When securing an application or API in Kubernetes, make sure to consider the 4Cs of cloud native security:
Following the best practices for each of these points ensures that the application runs in a secure environment. Such an environment has controls and components to monitor and avoid unexpected behavior on various levels, including the Kubernetes ecosystem and its management.
Provide a Single Point of Entry
By default, the ports of a pod are not exposed outside the Kubernetes cluster. Pods can be grouped via services that can be configured to expose the ports on the internet. However, the service resource is a simple component. Even when combined with a load balancer, the setup lacks flexibility and adaptability. On the other hand, the ingress controller provides many features needed for enterprise use cases, such as name-based virtual hosting for services, path mapping, proxying, response caching or, most importantly, security features like authentication or TLS termination.
The ingress controller implements the rules for the single point of entry to the cluster, the ingress. As part of that implementation, the ingress controller commonly offers a range of security features. The NGINX Ingress Controller, for example, supports SSL redirection, HTTP Strict Transport Security (HSTS), or filtering of HTTP headers. Depending on the choice of ingress controller, it may even provide capabilities of an API gateway, like rate limitations, aggregation, monitoring or a developer portal. Some ingress controllers, such as the Kong Ingress Controller or the Tyk Operator, leverage API gateway capabilities in Kubernetes by closely integrating with an API gateway. Also, the three major cloud providers offer cloud native Kubernetes ingress controllers — namely the AWS Load Balancer Controller, the Application Gateway Ingress Controller in Azure and GKE Ingress Controller.

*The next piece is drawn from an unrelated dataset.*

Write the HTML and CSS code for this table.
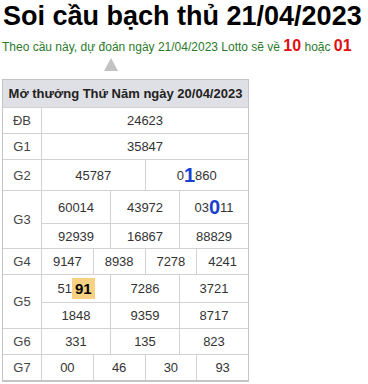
FILE: index.html
```html
<!DOCTYPE html>
<html lang="vi">
<head>
    <meta charset="UTF-8">
    <meta name="viewport" content="width=device-width, initial-scale=1.0">
    <title>Soi cầu bạch thủ 21/04/2023</title>
    <link rel="stylesheet" href="styles.css">
</head>
<body>
    <h1 class="title">Soi cầu bạch thủ 21/04/2023</h1>
    <p class="predict">Theo cầu này, dự đoán ngày 21/04/2023 Lotto sẽ về <b>10</b> hoặc <b>01</b></p>
    <div class="arrow"></div>

    <!-- Bảng kết quả -->
    <div class="result">
        <div class="head">Mở thưởng Thứ Năm ngày 20/04/2023</div>

        <div class="label">ĐB</div>
        <div class="c12">24623</div>

        <div class="label">G1</div>
        <div class="c12">35847</div>

        <div class="label">G2</div>
        <div class="c6">45787</div>
        <div class="c6">0<span class="hit">1</span>860</div>

        <div class="label r2">G3</div>
        <div class="c4">60014</div>
        <div class="c4">43972</div>
        <div class="c4">03<span class="hit">0</span>11</div>
        <div class="c4">92939</div>
        <div class="c4">16867</div>
        <div class="c4">88829</div>

        <div class="label">G4</div>
        <div class="c3">9147</div>
        <div class="c3">8938</div>
        <div class="c3">7278</div>
        <div class="c3">4241</div>

        <div class="label r2">G5</div>
        <div class="c4">51<span class="lotto">91</span></div>
        <div class="c4">7286</div>
        <div class="c4">3721</div>
        <div class="c4">1848</div>
        <div class="c4">9359</div>
        <div class="c4">8717</div>

        <div class="label">G6</div>
        <div class="c4">331</div>
        <div class="c4">135</div>
        <div class="c4">823</div>

        <div class="label">G7</div>
        <div class="c3">00</div>
        <div class="c3">46</div>
        <div class="c3">30</div>
        <div class="c3">93</div>
    </div>
</body>
</html>
```

FILE: styles.css
```css
/* General */
body {
    margin: 0;
    padding: 0 2px;
    font-family: 'Liberation Sans', Arial, sans-serif;
    color: #333;
    background: #fff;
}

.title {
    margin: 0;
    padding-left: 1px;
    font-size: 27px;
    line-height: 32px;
    font-weight: bold;
    white-space: nowrap;
    color: #000;
}

.predict {
    margin: 5px 0 0;
    font-size: 12px;
    line-height: 17px;
    white-space: nowrap;
    color: #2b7a2b;
}

.predict b {
    font-size: 16px;
    color: #e01010;
}

.arrow {
    width: 0;
    height: 0;
    margin: 2px 0 0 102px;
    border-left: 7px solid transparent;
    border-right: 7px solid transparent;
    border-bottom: 13px solid #c2c2c2;
}

/* Result table */
.result {
    display: grid;
    grid-template-columns: 38px repeat(12, 1fr);
    grid-template-rows: 27px 25px 25px 30px 32px 24px 25px 27px 25px 25px 25px;
    gap: 1px;
    width: 247px;
    box-sizing: border-box;
    margin-top: 8px;
    border: 1px solid #c4c4c4;
    border-bottom-width: 2px;
    background: #d2d2d2;
    font-size: 13px;
}

.result > div {
    display: flex;
    align-items: center;
    justify-content: center;
    background: #fff;
}

.result .head {
    grid-column: 1 / -1;
    background: #dfe0e5;
    font-weight: bold;
    color: #222;
}

.result .label {
    color: #444;
}

.result .r2 {
    grid-row: span 2;
}

.c12 { grid-column: span 12; }
.c6 { grid-column: span 6; }
.c4 { grid-column: span 4; }
.c3 { grid-column: span 3; }

.hit {
    font-size: 20px;
    font-weight: bold;
    color: #1a40d0;
}

.lotto {
    padding: 2px 3px;
    background: #f8d182;
    font-size: 15px;
    font-weight: bold;
    color: #000;
}
```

When exposing an API in Kubernetes, use an ingress controller as a gatekeeper to protect all services in the cluster. Choose the features according to your requirements and the following best practices.
As the single entry point, the ingress controller is the perfect place to enforce security policies such as authentication and authorization. This is a common requirement, and ingress controllers often provide support for authentication via open standards such as OAuth 2.0 and OpenID Connect. Choosing an open standard over proprietary solutions is a good practice as it enables interoperability and portability. When using OAuth 2.0 or OpenID Connect, the ingress controller can validate the tokens at the perimeter. It can also perform coarse-grained access control based on the data in the token, such as the issuer, scope and audience parameter, and thus offload the API.

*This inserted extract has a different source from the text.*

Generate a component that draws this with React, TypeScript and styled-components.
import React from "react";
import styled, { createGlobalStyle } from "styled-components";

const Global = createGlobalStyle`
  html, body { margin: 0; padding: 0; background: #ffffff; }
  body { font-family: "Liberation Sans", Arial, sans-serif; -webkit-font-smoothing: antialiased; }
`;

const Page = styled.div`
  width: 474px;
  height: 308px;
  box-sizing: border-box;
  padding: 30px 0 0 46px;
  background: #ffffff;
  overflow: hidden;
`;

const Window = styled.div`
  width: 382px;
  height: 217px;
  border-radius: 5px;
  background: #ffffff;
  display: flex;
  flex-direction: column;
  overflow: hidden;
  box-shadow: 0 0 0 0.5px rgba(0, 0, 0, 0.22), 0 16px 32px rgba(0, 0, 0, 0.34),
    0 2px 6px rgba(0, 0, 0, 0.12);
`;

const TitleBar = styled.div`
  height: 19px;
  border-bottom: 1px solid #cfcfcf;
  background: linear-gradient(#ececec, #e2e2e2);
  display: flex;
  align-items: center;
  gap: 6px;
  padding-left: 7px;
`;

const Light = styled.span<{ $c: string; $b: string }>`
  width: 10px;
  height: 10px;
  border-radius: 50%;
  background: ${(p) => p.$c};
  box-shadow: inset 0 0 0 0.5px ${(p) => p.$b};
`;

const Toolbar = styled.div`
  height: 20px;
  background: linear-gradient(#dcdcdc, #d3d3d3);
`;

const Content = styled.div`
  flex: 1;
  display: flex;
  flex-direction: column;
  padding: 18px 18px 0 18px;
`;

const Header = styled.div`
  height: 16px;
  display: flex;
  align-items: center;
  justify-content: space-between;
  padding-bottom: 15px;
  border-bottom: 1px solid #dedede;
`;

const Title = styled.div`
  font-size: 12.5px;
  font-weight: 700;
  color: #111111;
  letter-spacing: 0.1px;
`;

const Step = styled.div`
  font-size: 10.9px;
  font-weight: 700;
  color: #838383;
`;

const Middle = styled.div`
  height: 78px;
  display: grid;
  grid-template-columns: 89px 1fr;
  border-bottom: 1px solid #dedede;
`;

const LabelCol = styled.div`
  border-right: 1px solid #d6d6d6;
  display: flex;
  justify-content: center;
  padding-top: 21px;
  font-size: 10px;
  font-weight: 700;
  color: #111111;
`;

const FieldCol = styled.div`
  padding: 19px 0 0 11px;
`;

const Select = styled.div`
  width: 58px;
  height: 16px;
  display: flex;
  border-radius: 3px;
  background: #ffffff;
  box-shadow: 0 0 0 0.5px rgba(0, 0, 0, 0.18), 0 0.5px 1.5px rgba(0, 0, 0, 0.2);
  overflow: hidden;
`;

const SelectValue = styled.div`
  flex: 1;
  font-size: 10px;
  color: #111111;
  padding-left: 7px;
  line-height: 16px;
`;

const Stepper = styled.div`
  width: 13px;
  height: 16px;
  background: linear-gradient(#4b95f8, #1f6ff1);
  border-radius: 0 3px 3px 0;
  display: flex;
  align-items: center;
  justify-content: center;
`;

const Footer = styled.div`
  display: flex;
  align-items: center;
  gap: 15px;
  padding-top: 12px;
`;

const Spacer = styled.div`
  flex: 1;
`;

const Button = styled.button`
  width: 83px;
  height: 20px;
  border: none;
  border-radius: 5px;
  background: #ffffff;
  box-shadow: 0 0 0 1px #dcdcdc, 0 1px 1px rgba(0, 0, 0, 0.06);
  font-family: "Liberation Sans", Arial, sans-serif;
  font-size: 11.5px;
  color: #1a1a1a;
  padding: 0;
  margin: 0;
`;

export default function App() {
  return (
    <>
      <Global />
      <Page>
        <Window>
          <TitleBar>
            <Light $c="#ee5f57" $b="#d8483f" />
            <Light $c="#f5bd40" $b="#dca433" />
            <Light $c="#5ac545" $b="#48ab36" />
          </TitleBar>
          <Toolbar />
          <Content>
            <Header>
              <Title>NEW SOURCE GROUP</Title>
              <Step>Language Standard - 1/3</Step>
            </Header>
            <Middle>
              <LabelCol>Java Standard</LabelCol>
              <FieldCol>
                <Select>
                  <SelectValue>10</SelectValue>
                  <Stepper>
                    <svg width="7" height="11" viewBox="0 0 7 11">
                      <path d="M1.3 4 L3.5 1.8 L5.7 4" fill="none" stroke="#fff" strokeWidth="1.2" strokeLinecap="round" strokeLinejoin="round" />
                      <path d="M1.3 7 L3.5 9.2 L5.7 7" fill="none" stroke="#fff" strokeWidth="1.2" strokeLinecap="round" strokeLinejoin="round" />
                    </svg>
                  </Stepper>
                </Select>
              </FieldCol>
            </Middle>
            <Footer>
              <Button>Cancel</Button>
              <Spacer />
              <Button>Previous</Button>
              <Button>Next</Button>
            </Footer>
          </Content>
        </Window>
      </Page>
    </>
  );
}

In a microservice architecture, one service may call another to fulfill a request. Actually, there may be a full chain of calls before a response is returned. However, not all services in the chain require the same permissions. Therefore, make sure that the tokens have sufficient rights. Consider token-sharing mechanisms to avoid overloading a token to contain all possible permissions (scopes and claims) that may or may not be required in downstream service calls.
For example, have the OAuth 2.0 or OpenID Connect server issue tokens that contain another embedded token that can be used in downstream service calls. This means, however, that the token server must know beforehand which tokens to generate and embed. To be able to do so, it must know in advance which other services will be called. In a complex setup, this requirement can be hard to maintain. An alternative and more flexible approach is token exchange, where an existing token can be exchanged for a new one. The protocol is similar to the Phantom Token approach, but instead of changing the format, it changes part of the content.

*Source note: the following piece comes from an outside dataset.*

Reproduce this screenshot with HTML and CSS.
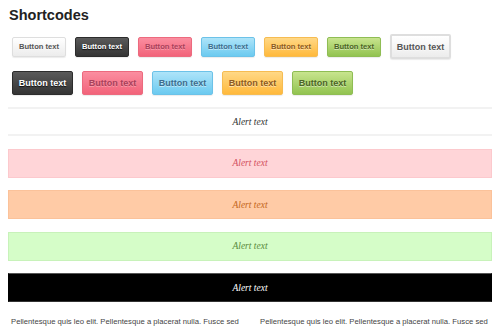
FILE: index.html
```html
<!DOCTYPE html>
<html lang="en">
<head>
    <meta charset="UTF-8">
    <meta name="viewport" content="width=device-width, initial-scale=1.0">
    <title>Shortcodes</title>
    <link rel="stylesheet" href="styles.css">
</head>
<body>

    <h2 class="title">Shortcodes</h2>

    <div class="btn-row">
        <a class="btn btn-white">Button text</a>
        <a class="btn btn-dark">Button text</a>
        <a class="btn btn-pink">Button text</a>
        <a class="btn btn-blue">Button text</a>
        <a class="btn btn-orange">Button text</a>
        <a class="btn btn-green">Button text</a>
        <a class="btn btn-white btn-large btn-outline">Button text</a>
    </div>

    <div class="btn-row">
        <a class="btn btn-dark btn-large">Button text</a>
        <a class="btn btn-pink btn-large">Button text</a>
        <a class="btn btn-blue btn-large">Button text</a>
        <a class="btn btn-orange btn-large">Button text</a>
        <a class="btn btn-green btn-large">Button text</a>
    </div>

    <div class="alert alert-plain">Alert text</div>
    <div class="alert alert-red">Alert text</div>
    <div class="alert alert-orange">Alert text</div>
    <div class="alert alert-green">Alert text</div>
    <div class="alert alert-black">Alert text</div>

    <div class="columns">
        <p>Pellentesque quis leo elit. Pellentesque a placerat nulla. Fusce sed</p>
        <p>Pellentesque quis leo elit. Pellentesque a placerat nulla. Fusce sed</p>
    </div>

</body>
</html>
```

FILE: styles.css
```css
body {
    font-family: 'Liberation Sans', Arial, sans-serif;
    background: #fff;
    color: #444;
    margin: 0;
    padding: 0 8px;
}

.title {
    font-size: 14.5px;
    line-height: 20px;
    font-weight: bold;
    color: #222;
    margin: 5px 0 0 1px;
}

/* filas de botones */
.btn-row {
    display: flex;
    align-items: center;
    gap: 9px;
    padding-left: 4px;
    height: 25px;
    margin-top: 9px;
}

.btn-row + .btn-row {
    height: 24px;
    margin-top: 12px;
}

.btn {
    display: flex;
    align-items: center;
    justify-content: center;
    box-sizing: border-box;
    width: 54px;
    height: 20px;
    font-size: 7.6px;
    font-weight: bold;
    border: 1px solid #ddd;
    border-radius: 2px;
    box-shadow: 0 1px 1px rgba(0, 0, 0, 0.08);
    text-shadow: 0 1px 0 rgba(255, 255, 255, 0.5);
}

.btn-large {
    width: 61px;
    height: 24px;
    font-size: 9px;
}

.btn-outline {
    height: 25px;
    border: 2px solid #e6e6e6;
    color: #444;
}

.btn-white {
    background: linear-gradient(#ffffff, #ececec);
    border-color: #dedede;
    color: #555;
}

.btn-dark {
    background: linear-gradient(#5a5a5a, #343434);
    border-color: #2c2c2c;
    color: #fff;
    text-shadow: 0 1px 1px rgba(0, 0, 0, 0.8);
}

.btn-pink {
    background: linear-gradient(#fb8ea0, #f2637a);
    border-color: #ec6a7e;
    color: #a8405a;
    text-shadow: 0 1px 0 rgba(255, 255, 255, 0.3);
}

.btn-blue {
    background: linear-gradient(#aee4f9, #6ccaf0);
    border-color: #6cc2e8;
    color: #3c6c8c;
}

.btn-orange {
    background: linear-gradient(#ffd886, #ffb93c);
    border-color: #f6bc52;
    color: #8c5a20;
}

.btn-green {
    background: linear-gradient(#c8e48e, #92c350);
    border-color: #8fbd54;
    color: #4a6424;
}

/* alertas */
.alert {
    box-sizing: border-box;
    height: 29px;
    display: flex;
    align-items: center;
    justify-content: center;
    font-family: 'Liberation Serif', Georgia, serif;
    font-style: italic;
    font-size: 9.5px;
    border: 1px solid transparent;
    margin-bottom: 12.5px;
}

.alert-plain {
    margin-top: 12px;
    border: 0;
    border-top: 2px solid #f2f2f2;
    border-bottom: 2px solid #f2f2f2;
    color: #333;
}

.alert-red {
    background: #ffd5d8;
    border-color: #fcc9cd;
    color: #d24f5e;
}

.alert-orange {
    background: #ffcba6;
    border-color: #fbc29a;
    color: #c4661a;
}

.alert-green {
    background: #d5fdc8;
    border-color: #c8f2ba;
    color: #5a8a3c;
}

.alert-black {
    background: #000;
    border-color: #555 #000 #333 #000;
    color: #fff;
}

/* columnas de texto */
.columns {
    display: grid;
    grid-template-columns: 1fr 1fr;
    gap: 20px;
    padding: 0 3px;
    margin-top: 7px;
}

.columns p {
    margin: 0;
    font-size: 7.7px;
    line-height: 14px;
    color: #444;
    white-space: nowrap;
}
```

Whatever the approach, forwarding tailored tokens is part of implementing the principle of least privilege. The principle of least privilege reduces the overall attack surface as it gets more challenging to exploit privileges and gain access to services and data that should not be granted.
In a mature setup, where an ingress controller or API gateway is used to orchestrate different microservices, it will also be responsible for performing the token exchange.
Trust No One
It is best practice to not stop at the perimeter but implement a zero trust architecture. Make sure that all service requests within your cluster are authenticated. A service mesh provides such an approach at the infrastructure level. OAuth 2.0 and OpenID Connect, in addition, provide the tools for application-level security. Design the access tokens to be used for fine-grained authorization in the API.
JSON Web Tokens (JWTs) are a popular format for access tokens. They are useful as they enable a zero trust architecture and self-contained tokens. However, such tokens can contain sensitive data that a malicious actor can easily parse, if unencrypted. Therefore, JWTs should only be used inside the cluster. This is called the Phantom Token approach.
Choose an extensible ingress controller to allow for customization and implementation of rules such as those implied by the Phantom Token approach or token exchange. It should support scripting capabilities or plugins. The latter is easier because you can simply add and configure a plugin without writing code. In particular, you can rely on the work of security experts for security-related plugins. For example, use provided plugins for NGINX or Kong to add support for the Phantom Token approach. But even scripts and configurations can be shared and used to distribute security best practices of a zero trust architecture.
Best Practices at a Glance
In short, when securing an API in Kubernetes, consider the following:
- Use an ingress controller (or an API gateway) to protect all services of an API in Kubernetes.
- Perform coarse-grained authorization at the perimeter and leave the fine-grained decisions to the API.
- Design tokens carefully and exchange them if required to fulfill the principle of least privilege.
- Rely on standard protocols and use extensibility features to implement a zero trust architecture.